Sat Jan 5, 2013, 11:03 AM

33. Every time there's a thread on NPR;

On DU, there's this usual shit storm from the usual posters.

It's true, there are SOME segments of shows I would not call 'progressive.'

However, these segments of shows and are only limited to the news cycles of the moment.

Also, I'd call ALL NPR moderators to be a 'fair and balanced' lot. In other words, they do have interviewees (nearly always Republicans and Progressives interviewees. On the rare occasion there's only the Progressive guest, there's the ubiquitous disclaimer that an appropriate Republican guest declined to be 'interviewed.').

Much of the time, the moderators will call 'BULL SHIT.' They do this for both sides. Maybe it is this type of action (which is the ONLY way it should be) that gets these DU'ers goat.

In particular, which of these show do these posters have a problem with?

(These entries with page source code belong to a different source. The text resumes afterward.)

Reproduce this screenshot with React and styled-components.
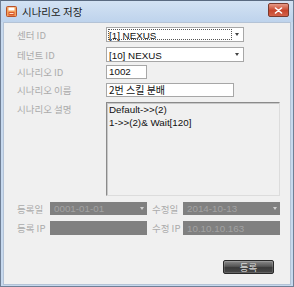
import React from "react";
import styled, { createGlobalStyle } from "styled-components";

const GlobalStyle = createGlobalStyle`
  html, body {
    margin: 0;
    padding: 0;
    background: #ffffff;
  }
  body {
    font-family: "Liberation Sans", "Noto Sans CJK KR", sans-serif;
  }
`;

const KR = `"Noto Sans CJK KR", "Liberation Sans", sans-serif`;
const LATIN = `"Liberation Sans", "Noto Sans CJK KR", sans-serif`;

/* Window frame */
const Window = styled.div`
  width: 294px;
  height: 287px;
  box-sizing: border-box;
  display: flex;
  flex-direction: column;
  border: 1px solid #6f7f95;
  border-top-color: #5a6a80;
  background: #c7d9ee;
  overflow: hidden;
`;

const TitleBar = styled.div`
  height: 21px;
  flex: none;
  display: flex;
  align-items: center;
  padding: 0 4px 0 5px;
  background: linear-gradient(#d3e2f3, #bed3ec);
`;

const Title = styled.span`
  flex: 1;
  margin-left: 5px;
  font-family: ${KR};
  font-size: 10.5px;
  color: #1a1a1a;
`;

const CloseButton = styled.div`
  width: 19px;
  height: 12px;
  margin-top: -3px;
  border: 1px solid #7a3a2e;
  border-radius: 2px;
  background: linear-gradient(#e69a86, #c7452c 55%, #d4634a);
  display: flex;
  align-items: center;
  justify-content: center;
`;

const Body = styled.div`
  flex: 1;
  margin: 0 2px 1px 2px;
  border: 1px solid #b4c3d6;
  background: #f0f0f0;
  padding: 3px 0 0 13px;
  display: flex;
  flex-direction: column;
`;

/* Form rows */
const Row = styled.div`
  display: grid;
  grid-template-columns: 89px 1fr;
  align-items: ${(p) => (p.$top ? "start" : "center")};
  margin-top: ${(p) => p.$mt}px;
`;

const Label = styled.span`
  font-family: ${KR};
  font-size: 9.5px;
  color: #ababab;
  line-height: 12px;
  white-space: nowrap;
  padding-top: ${(p) => p.$pt || 0}px;
  padding-left: ${(p) => p.$pl || 0}px;
`;

const Combo = styled.div`
  width: ${(p) => p.$w}px;
  height: 15px;
  box-sizing: border-box;
  border: 1px solid #a7a7a7;
  background: #fff;
  display: flex;
  align-items: center;
  padding: 1px;
`;

const ComboText = styled.div`
  flex: 1;
  height: 100%;
  box-sizing: border-box;
  border: 1px ${(p) => (p.$focus ? "dotted #555" : "solid transparent")};
  font-family: ${LATIN};
  font-size: 9.8px;
  line-height: 11px;
  color: #111;
  white-space: nowrap;
`;

const Arrow = styled.div`
  width: 10px;
  display: flex;
  justify-content: center;
  &::after {
    content: "";
    border-left: 2.5px solid transparent;
    border-right: 2.5px solid transparent;
    border-top: 3px solid ${(p) => p.$color || "#444"};
  }
`;

const Input = styled.div`
  width: ${(p) => p.$w}px;
  height: 14px;
  box-sizing: border-box;
  border: 1px solid #a7a7a7;
  background: #fff;
  font-family: ${(p) => (p.$kr ? KR : LATIN)};
  font-size: ${(p) => (p.$kr ? 10 : 9.8)}px;
  line-height: 12px;
  padding-left: 2px;
  color: #111;
  white-space: nowrap;
`;

const TextArea = styled.div`
  width: 174px;
  height: 94px;
  box-sizing: border-box;
  border: 1px solid #8a8a8a;
  border-right-color: #dcdcdc;
  border-bottom-color: #dcdcdc;
  box-shadow: inset 1px 1px 0 #c8c8c8;
  background: #f0f0f0;
  font-family: ${LATIN};
  font-size: 9.8px;
  line-height: 12.5px;
  padding: 1px 2px;
  color: #111;
  white-space: pre;
`;

/* Bottom info grid */
const InfoRow = styled.div`
  display: grid;
  grid-template-columns: 33px 97px 36px 97px;
  align-items: center;
  margin-top: ${(p) => p.$mt}px;
`;

const DarkBox = styled.div`
  height: ${(p) => p.$h}px;
  box-sizing: border-box;
  background: #808080;
  display: flex;
  align-items: center;
  padding-left: 4px;
  font-family: ${LATIN};
  font-size: 9.8px;
  color: #a3a3a3;
  white-space: nowrap;
`;

const DarkText = styled.span`
  flex: 1;
`;

const Footer = styled.div`
  display: flex;
  justify-content: flex-end;
  padding-right: 16px;
  margin-top: 25px;
`;

const Button = styled.div`
  width: 51px;
  height: 14px;
  box-sizing: border-box;
  border: 1px solid #2a2a2a;
  border-radius: 2px;
  background: linear-gradient(#8a8a8a, #555 45%, #3a3a3a 55%, #4a4a4a);
  box-shadow: inset 0 0 0 1px rgba(255, 255, 255, 0.15);
  display: flex;
  align-items: center;
  justify-content: center;
  font-family: ${KR};
  font-size: 9.5px;
  color: #d8d8d8;
`;

function WindowIcon() {
  return (
    <svg width="11" height="11" viewBox="0 0 11 11">
      <rect x="0.5" y="0.5" width="10" height="10" rx="1" fill="#f2a15c" stroke="#b8502a" />
      <rect x="2.5" y="1.5" width="6" height="3" fill="#ffffff" />
      <rect x="2.5" y="6" width="6" height="3.5" fill="#d9582e" />
      <rect x="3.5" y="7" width="4" height="1" fill="#fde0c8" />
    </svg>
  );
}

function CloseIcon() {
  return (
    <svg width="9" height="7" viewBox="0 0 9 7">
      <path d="M1.5 1 L7.5 6 M7.5 1 L1.5 6" stroke="#ffffff" strokeWidth="1.6" strokeLinecap="round" />
    </svg>
  );
}

const description = "Default->>(2)\n1->>(2)& Wait[120]";

export default function App() {
  return (
    <>
      <GlobalStyle />
      <Window>
        <TitleBar>
          <WindowIcon />
          <Title>시나리오 저장</Title>
          <CloseButton>
            <CloseIcon />
          </CloseButton>
        </TitleBar>
        <Body>
          <Row $mt={1}>
            <Label>센터 ID</Label>
            <Combo $w={138}>
              <ComboText $focus>[1] NEXUS</ComboText>
              <Arrow />
            </Combo>
          </Row>
          <Row $mt={5}>
            <Label>테넌트 ID</Label>
            <Combo $w={138}>
              <ComboText>[10] NEXUS</ComboText>
              <Arrow />
            </Combo>
          </Row>
          <Row $mt={3}>
            <Label>시나리오 ID</Label>
            <Input $w={41}>1002</Input>
          </Row>
          <Row $mt={4}>
            <Label>시나리오 이름</Label>
            <Input $w={128} $kr>
              2번 스킬 분배
            </Input>
          </Row>
          <Row $mt={5} $top>
            <Label $pt={1}>시나리오 설명</Label>
            <TextArea>{description}</TextArea>
          </Row>
          <InfoRow $mt={6}>
            <Label>등록일</Label>
            <DarkBox $h={13}>
              <DarkText>0001-01-01</DarkText>
              <Arrow $color="#d0d0d0" />
            </DarkBox>
            <Label $pl={5}>수정일</Label>
            <DarkBox $h={13}>
              <DarkText>2014-10-13</DarkText>
              <Arrow $color="#d0d0d0" />
            </DarkBox>
          </InfoRow>
          <InfoRow $mt={6}>
            <Label>등록 IP</Label>
            <DarkBox $h={14} />
            <Label $pl={5}>수정 IP</Label>
            <DarkBox $h={14}>
              <DarkText>10.10.10.163</DarkText>
            </DarkBox>
          </InfoRow>
          <Footer>
            <Button>등록</Button>
          </Footer>
        </Body>
      </Window>
    </>
  );
}
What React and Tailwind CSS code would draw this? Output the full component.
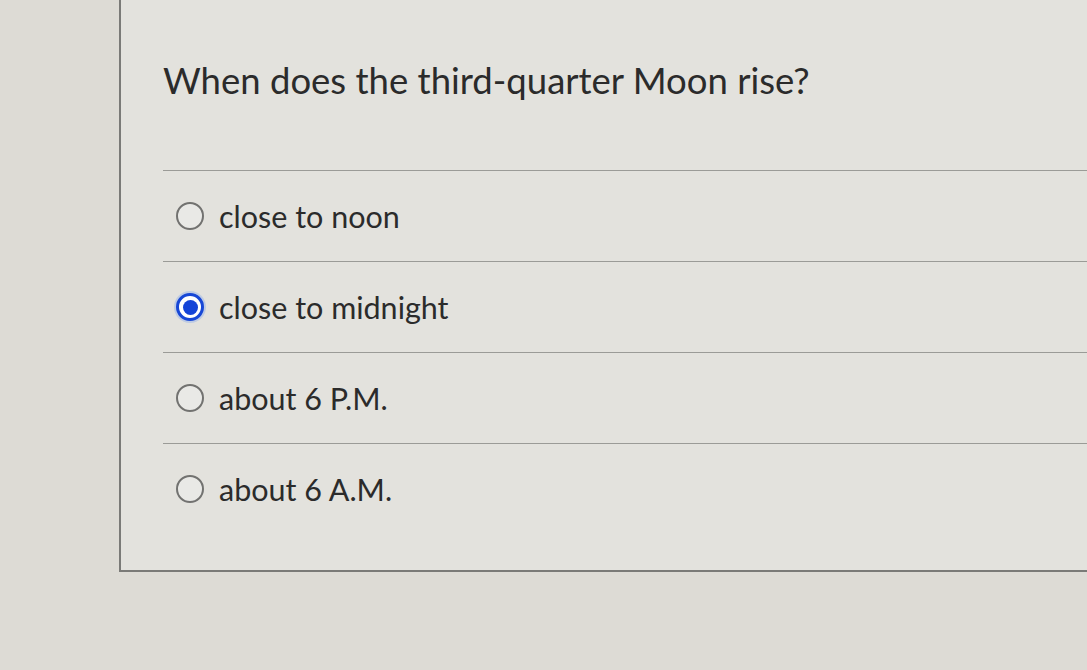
import React from 'react';

const options = [
  { id: 'noon', label: 'close to noon' },
  { id: 'midnight', label: 'close to midnight' },
  { id: 'pm', label: 'about 6 P.M.' },
  { id: 'am', label: 'about 6 A.M.' },
];

function Radio({ checked }) {
  if (checked) {
    return (
      <span className="flex h-[28px] w-[28px] shrink-0 items-center justify-center rounded-full border-[3px] border-[#1747d6] bg-white shadow-[0_0_0_2px_rgba(120,160,240,0.35)]">
        <span className="h-[15px] w-[15px] rounded-full bg-[#1444d8]" />
      </span>
    );
  }
  return (
    <span className="h-[28px] w-[28px] shrink-0 rounded-full border-2 border-[#727270] bg-[#e9e9e6]" />
  );
}

export default function App() {
  const selected = 'midnight';

  return (
    <div className="h-[670px] w-[1087px] overflow-hidden bg-[#dddbd5] pl-[119px] font-['Lato','Noto_Sans',sans-serif] text-[#2b2b2b]">
      <div className="h-[572px] border-b-2 border-l-2 border-[#7a7a77] bg-[#e3e2dd] pl-[42px]">
        <div className="h-[170px] pt-[58px]">
          <h1 className="text-[36.5px] leading-[44px] font-normal">
            When does the third-quarter Moon rise?
          </h1>
        </div>

        {/* Answer choices */}
        <div>
          {options.map(opt => (
            <label
              key={opt.id}
              className="flex h-[91px] items-center gap-[15px] border-t border-[#9b9b97] pl-[13px]"
            >
              <Radio checked={opt.id === selected} />
              <span className="text-[30.5px] leading-none">{opt.label}</span>
            </label>
          ))}
        </div>
      </div>
    </div>
  );
}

Morning Edition; A REAL news program.

All Things Considered; With hosts Robert Siegel, Michele Norris and Melissa Block, I challenge you to find anything but 'fair and balanced' talk and stories.

Fresh Air; Anyone calling Terry anything but entertaining has a HUGE problem with me!

Car Talk; DUH

On Point; With moderator Tom Ashbrook. He is great and will challenge any and all, callers AND guests.

Talk of the Nation; What's your problem with Neal Conan?

Science Friday; Get it, Science?!!!!!!!!!!!!!!!!!!!

Weekend Edition; Just a Republican leaning show celebrating and promoting pure capitalization.

Market Place Money; Another great show on the real life stories of finance and not a rehash of all that's wrong with shows such as 'Market Day' on MSNBC, Bloomberg and of course 'Fox Business.'

Radio Lab; Come on, anyone having listened to this wonderful show can't be serious when they call out NPR as being anything but Progressive.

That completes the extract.